Lulusan Jurusan Desain Komunikasi Visual Fakultas Seni Rupa Institut Seni Indonesia (ISI) Yogyakarta ini dianggap sukses menyandingkan eksotisme lokal dengan modernitas dan popularitas.

4. Cahyo Destianto

Ilustrator Indonesia Tembus Internasional

Sembari kuliah di Institut Seni Indonesia (ISI) Surakarta, mengambil jurusan Desain Komunikasi Visual (DKV) semester enam, “Saya juga kerja remote di salah satu perusahaan strartup yang base-nya di Los Angeles, USA sebagai Illustrator,” tutur Cahyo Destianto, seorang ilustrator muda berprestasi asal Metro, Lampung.
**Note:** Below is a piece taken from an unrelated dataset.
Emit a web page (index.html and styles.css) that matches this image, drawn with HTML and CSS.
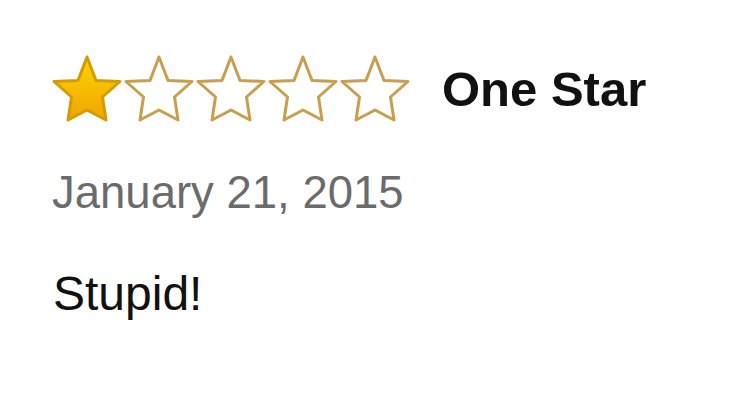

Di usia yang ke 20, ia sudah berhasil mendulang prestasi di antaranya: Juara 1 lomba Poster Smansa Cup tingkat SMA di SMAN 1 Metro 2014, Juara 1 Lomba Poster Pramuka tingkat SMA di SMAN 2 Metro 2015, Juara 2 Lomba Poster FLS2N se-Kota Metro 2015, juara favorit kompetisi Lomba Poster Bakti Ubala ITB XII 2016, Juara 3 Kompetisi Street Art Fakultas Ekonomi Universitas Lampung 2016, Juara 2 Kompetisi Mural Pameran DKV ACT 2017,  Juara 4 Kompetisi Desain Poster Perpusda Surakarta 2018 dan lain sebagainya.

Bahkan beberapa karyanya turut ditampilkan dalam acara pameran Uiwang International Placard Art Festival, di Korea 2017. Ia juga acap kali mengunggah ilustrasi karyanya di akun instagram @destiantos.
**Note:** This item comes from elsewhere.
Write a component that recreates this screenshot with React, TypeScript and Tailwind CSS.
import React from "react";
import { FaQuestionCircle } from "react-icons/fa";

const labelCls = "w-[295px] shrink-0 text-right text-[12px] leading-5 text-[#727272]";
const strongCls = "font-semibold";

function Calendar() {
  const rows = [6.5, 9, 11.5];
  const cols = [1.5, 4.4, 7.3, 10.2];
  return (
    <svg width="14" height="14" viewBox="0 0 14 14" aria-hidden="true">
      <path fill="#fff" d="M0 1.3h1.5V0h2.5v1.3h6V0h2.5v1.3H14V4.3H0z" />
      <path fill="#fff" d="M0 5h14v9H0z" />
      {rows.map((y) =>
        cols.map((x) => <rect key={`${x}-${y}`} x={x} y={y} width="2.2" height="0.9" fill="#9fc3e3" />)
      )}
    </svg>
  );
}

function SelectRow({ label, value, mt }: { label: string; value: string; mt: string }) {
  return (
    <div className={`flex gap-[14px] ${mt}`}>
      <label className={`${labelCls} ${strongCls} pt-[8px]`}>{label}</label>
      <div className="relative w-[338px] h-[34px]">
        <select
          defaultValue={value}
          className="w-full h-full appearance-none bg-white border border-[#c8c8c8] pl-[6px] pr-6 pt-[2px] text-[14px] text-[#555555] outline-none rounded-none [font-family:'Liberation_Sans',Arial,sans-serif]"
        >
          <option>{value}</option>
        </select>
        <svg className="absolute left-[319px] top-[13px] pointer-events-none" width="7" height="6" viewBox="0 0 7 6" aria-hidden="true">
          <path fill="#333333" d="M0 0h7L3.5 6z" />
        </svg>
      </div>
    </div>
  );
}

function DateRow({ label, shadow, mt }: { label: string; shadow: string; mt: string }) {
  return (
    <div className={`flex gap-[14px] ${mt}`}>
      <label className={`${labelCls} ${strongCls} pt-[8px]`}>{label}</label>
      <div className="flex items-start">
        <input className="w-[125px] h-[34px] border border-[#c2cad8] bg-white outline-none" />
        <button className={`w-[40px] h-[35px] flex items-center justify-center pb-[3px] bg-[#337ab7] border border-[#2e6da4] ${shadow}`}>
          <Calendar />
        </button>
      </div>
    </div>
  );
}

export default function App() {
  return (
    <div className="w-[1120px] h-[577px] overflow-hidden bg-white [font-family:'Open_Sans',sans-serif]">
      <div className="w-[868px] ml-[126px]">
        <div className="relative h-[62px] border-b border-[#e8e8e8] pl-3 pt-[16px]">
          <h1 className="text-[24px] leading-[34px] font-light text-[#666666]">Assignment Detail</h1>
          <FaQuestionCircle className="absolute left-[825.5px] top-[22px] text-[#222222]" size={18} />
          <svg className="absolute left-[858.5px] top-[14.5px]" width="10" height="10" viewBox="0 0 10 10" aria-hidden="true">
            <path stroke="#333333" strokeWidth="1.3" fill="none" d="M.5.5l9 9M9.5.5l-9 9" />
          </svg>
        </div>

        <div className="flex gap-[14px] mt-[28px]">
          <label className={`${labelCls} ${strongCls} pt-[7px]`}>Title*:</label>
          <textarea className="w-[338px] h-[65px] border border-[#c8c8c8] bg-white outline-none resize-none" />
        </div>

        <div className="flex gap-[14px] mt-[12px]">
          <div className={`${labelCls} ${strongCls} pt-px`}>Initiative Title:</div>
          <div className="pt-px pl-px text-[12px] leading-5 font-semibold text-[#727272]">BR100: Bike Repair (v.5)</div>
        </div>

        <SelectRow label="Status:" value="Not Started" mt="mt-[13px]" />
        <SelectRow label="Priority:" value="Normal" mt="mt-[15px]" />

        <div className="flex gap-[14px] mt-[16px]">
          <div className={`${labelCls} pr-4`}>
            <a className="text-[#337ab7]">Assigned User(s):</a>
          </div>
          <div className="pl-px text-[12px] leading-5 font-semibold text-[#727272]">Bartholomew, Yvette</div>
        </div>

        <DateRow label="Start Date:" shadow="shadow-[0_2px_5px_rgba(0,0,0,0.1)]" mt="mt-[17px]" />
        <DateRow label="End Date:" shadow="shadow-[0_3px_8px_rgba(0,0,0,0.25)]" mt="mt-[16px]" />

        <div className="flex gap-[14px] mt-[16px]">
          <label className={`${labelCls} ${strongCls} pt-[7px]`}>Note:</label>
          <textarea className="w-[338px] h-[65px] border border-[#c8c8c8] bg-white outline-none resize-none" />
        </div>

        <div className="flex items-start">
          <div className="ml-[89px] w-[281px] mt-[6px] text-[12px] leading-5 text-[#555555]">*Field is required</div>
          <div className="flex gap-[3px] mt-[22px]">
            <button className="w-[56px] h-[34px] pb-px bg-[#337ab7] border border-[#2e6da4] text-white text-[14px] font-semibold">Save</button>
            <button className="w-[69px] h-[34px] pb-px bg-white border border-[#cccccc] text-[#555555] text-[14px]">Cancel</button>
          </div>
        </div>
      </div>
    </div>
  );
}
Kegemarannya menggambar sejak kecil, kemudian membawa Cahyo memiliki minat lebih dalam mengotak-atik aplikasi Photoshop. Tidak cukup sampai di situ, lantas saat duduk di bangku SMA Negeri 4 Metro ia mulai serius belajar mendesain dengan menjadi desainer di ekskul majalah SMAnya.

Ia mengaku, “Pas SMP suka banget lihat majalah remaja yang dibeli kakak. Waktu itu belum kepikiran untuk belajar tutorial desain dari Youtube, jadi coba-coba aja otak-atik laptop sendiri, baru setelah SMA mulai belajar medesain dengan serius.”
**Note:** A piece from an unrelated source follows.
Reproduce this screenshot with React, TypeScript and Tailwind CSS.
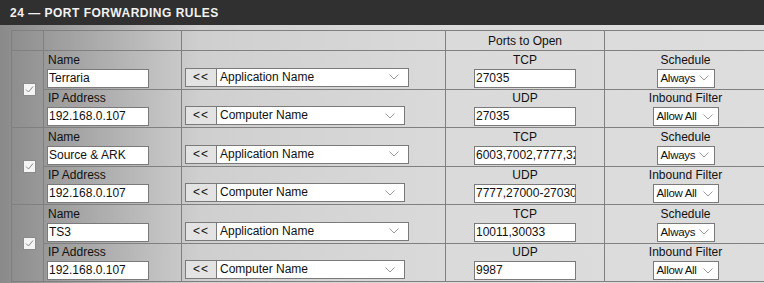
import React from "react";

const Chevron = () => (
  <svg width="10" height="6" viewBox="0 0 10 6" className="shrink-0">
    <path d="M0.5 0.5 L5 5 L9.5 0.5" fill="none" stroke="#9a9a9a" strokeWidth="1" />
  </svg>
);

const Check = () => (
  <div className="w-[13px] h-[13px] border border-[#8a8a8a] bg-[#f4f4f4] flex items-center justify-center ml-[11px]">
    <svg width="11" height="11" viewBox="0 0 11 11">
      <path d="M2 5.5 L4.5 8 L9 2.5" fill="none" stroke="#8a8a8a" strokeWidth="1" />
    </svg>
  </div>
);

const TextBox = ({ value }: { value: string }) => (
  <div className="w-[102px] h-[19px] bg-white border border-[#7a7a7a] text-[12px] leading-[17px] pl-[1px] overflow-hidden whitespace-nowrap text-left">
    {value}
  </div>
);

const Picker = ({ label, width }: { label: string; width: string }) => (
  <div className="flex items-center">
    <div className="w-[32px] h-[19px] bg-[#e3e3e3] border border-[#7a7a7a] text-[12px] leading-[17px] text-center tracking-[1px]">
      &lt;&lt;
    </div>
    <div
      className={`${width} h-[19px] bg-white border border-[#7a7a7a] border-l-0 text-[12px] leading-[17px] pl-[3px] pr-[9px] flex items-center justify-between`}
    >
      <span>{label}</span>
      <Chevron />
    </div>
  </div>
);

const SmallSelect = ({ label, w }: { label: string; w: string }) => (
  <div
    className={`${w} h-[19px] bg-white border border-[#7a7a7a] leading-[17px] pl-[3px] pr-[5px] flex items-center justify-between mx-auto`}
  >
    <span className="text-[11.5px] tracking-[-0.3px]">{label}</span>
    <Chevron />
  </div>
);

type Rule = { name: string; tcp: string; udp: string };

const rules: Rule[] = [
  { name: "Terraria", tcp: "27035", udp: "27035" },
  { name: "Source & ARK", tcp: "6003,7002,7777,32330", udp: "7777,27000-27030,32330" },
  { name: "TS3", tcp: "10011,30033", udp: "9987" },
];

const td = "border border-[#808080] p-0 align-middle";

export default function App() {
  return (
    <div
      className="w-[764px] h-[283px] overflow-hidden text-[#111] bg-[linear-gradient(to_right,#8a8a8a_0px,#cfcfcf_200px,#dadada_450px,#dddddd_764px)]"
      style={{ fontFamily: '"Liberation Sans", Arial, sans-serif' }}
    >
      <div className="h-[25px] bg-[#303030] flex items-center pl-[10px]">
        <span className="text-[#f2f2f2] text-[12px] font-bold tracking-[0.5px]">24 — PORT FORWARDING RULES</span>
      </div>
      <div className="pl-[11px] pt-[5px]">
        <table className="table-fixed border-collapse w-[755px]">
          <colgroup>
            <col className="w-[32px]" />
            <col className="w-[138px]" />
            <col className="w-[264px]" />
            <col className="w-[159px]" />
            <col className="w-[162px]" />
          </colgroup>
          <tbody>
            <tr className="h-[20px]">
              <td className={td}></td>
              <td className={td}></td>
              <td className={td}></td>
              <td className={`${td} text-center text-[12px]`}>Ports to Open</td>
              <td className={td}></td>
            </tr>
            {rules.map((r, i) => (
              <React.Fragment key={i}>
                <tr className="h-[39px]">
                  <td className={td} rowSpan={2}>
                    <Check />
                  </td>
                  <td className={`${td} pl-[3px]`}>
                    <div className="text-[12px] leading-[14px] pl-[1px]">Name</div>
                    <div className="mt-[2px]"><TextBox value={r.name} /></div>
                  </td>
                  <td className={`${td} pl-[3px]`}>
                    <div className="mt-[14px]"><Picker label="Application Name" width="w-[192px]" /></div>
                  </td>
                  <td className={`${td} text-center`}>
                    <div className="text-[12px] leading-[14px]">TCP</div>
                    <div className="mt-[2px] flex justify-center"><TextBox value={r.tcp} /></div>
                  </td>
                  <td className={`${td} text-center`}>
                    <div className="text-[12px] leading-[14px]">Schedule</div>
                    <div className="mt-[2px]"><SmallSelect label="Always" w="w-[58px]" /></div>
                  </td>
                </tr>
                <tr className="h-[38px]">
                  <td className={`${td} pl-[3px]`}>
                    <div className="text-[12px] leading-[14px] pl-[1px]">IP Address</div>
                    <div className="mt-[2px]"><TextBox value="192.168.0.107" /></div>
                  </td>
                  <td className={`${td} pl-[3px]`}>
                    <div className="mt-[14px]"><Picker label="Computer Name" width="w-[188px]" /></div>
                  </td>
                  <td className={`${td} text-center`}>
                    <div className="text-[12px] leading-[14px]">UDP</div>
                    <div className="mt-[2px] flex justify-center"><TextBox value={r.udp} /></div>
                  </td>
                  <td className={`${td} text-center`}>
                    <div className="text-[12px] leading-[14px]">Inbound Filter</div>
                    <div className="mt-[2px]"><SmallSelect label="Allow All" w="w-[66px]" /></div>
                  </td>
                </tr>
              </React.Fragment>
            ))}
          </tbody>
        </table>
      </div>
    </div>
  );
}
Dalam membuat karya ilustrasi, laki-laki yang lahir 2 Desember 1998 ini mengaku tidak pernah terpaku pada satu tema saja. Apa yang ingin dibuat, segera ia transformasikan ke dalam sebuah karya. Bisa mengenai makna lagu yang ia suka dengarkan, permasalahan yang ia amati di lingkungan sekitar, atau tentang olahraga sepak bola yang menjadi favoritnya.

Beberapa lagu kesukaan Cahyo yang menginspirasi untuk membuat ilustrasi di antaranya milik Lukas Graham – You’re not there, Kunto Aji – Bungsu dan Barasuara – Hagia. Ia mengaku lagu-lagu itu memiliki makna dan kesan yang mendalam di hidupnya sehingga keinginan menciptaka karya itu timbul. Di sisi bentuk apresiasinya sebagai penikmat musik.

Salah satu karya yang menjadi favorit khalayak bernama Diversity, berkisah tentang sesuatu yang akhir-akhir ini cukup sensitif dibahas di Indonesia. Yaitu keberagaman agama, tentang bagaimana saling menghargai perbedaan antar umat beragama. Karya ini terinspirasi dari lagu milik Barasuara yang berjudul Hagia.

Bahkan saat Diversity ditunjukan ke hadapan personil Barasuara, ia langsung mendapatkan sambutan hangat dan tanda tangan dari band yang dikaguminya itu. Diversity juga yang kelak membawa nama Cahyo semakin dikenal publik hingga diwawancara oleh salah satu stasiun TV.

Mengutip kata-kata pelukis dunia, Pablo Picasso “every child is an artist” Cahyo yakin bahwa sebenarnya semua orang di dunia ini bisa menggambar. Bahkan sejak usia balita, semua anak senang corat-coret di mana-mana. Menuangkan imajinasi di atas kertas, meja, hingga tembok rumah.

Baginya menggambar merupakan skill yang dapat dipelajari oleh semua orang. Namun setiap orang memiliki taste yang berbeda-beda pada sebuah gambar. Di sisi lain secara tidak diduga lingkungan juga berpengaruh terhadap perkembangan minat menggambar seorang anak.

Terlebih jika masih ada saja orang dewasa di lingkungan si anak yang menganggap hobi menggambar adalah kegiatan yang sia-sia, tanpa memiliki tujuan dan masa depan yang pasti.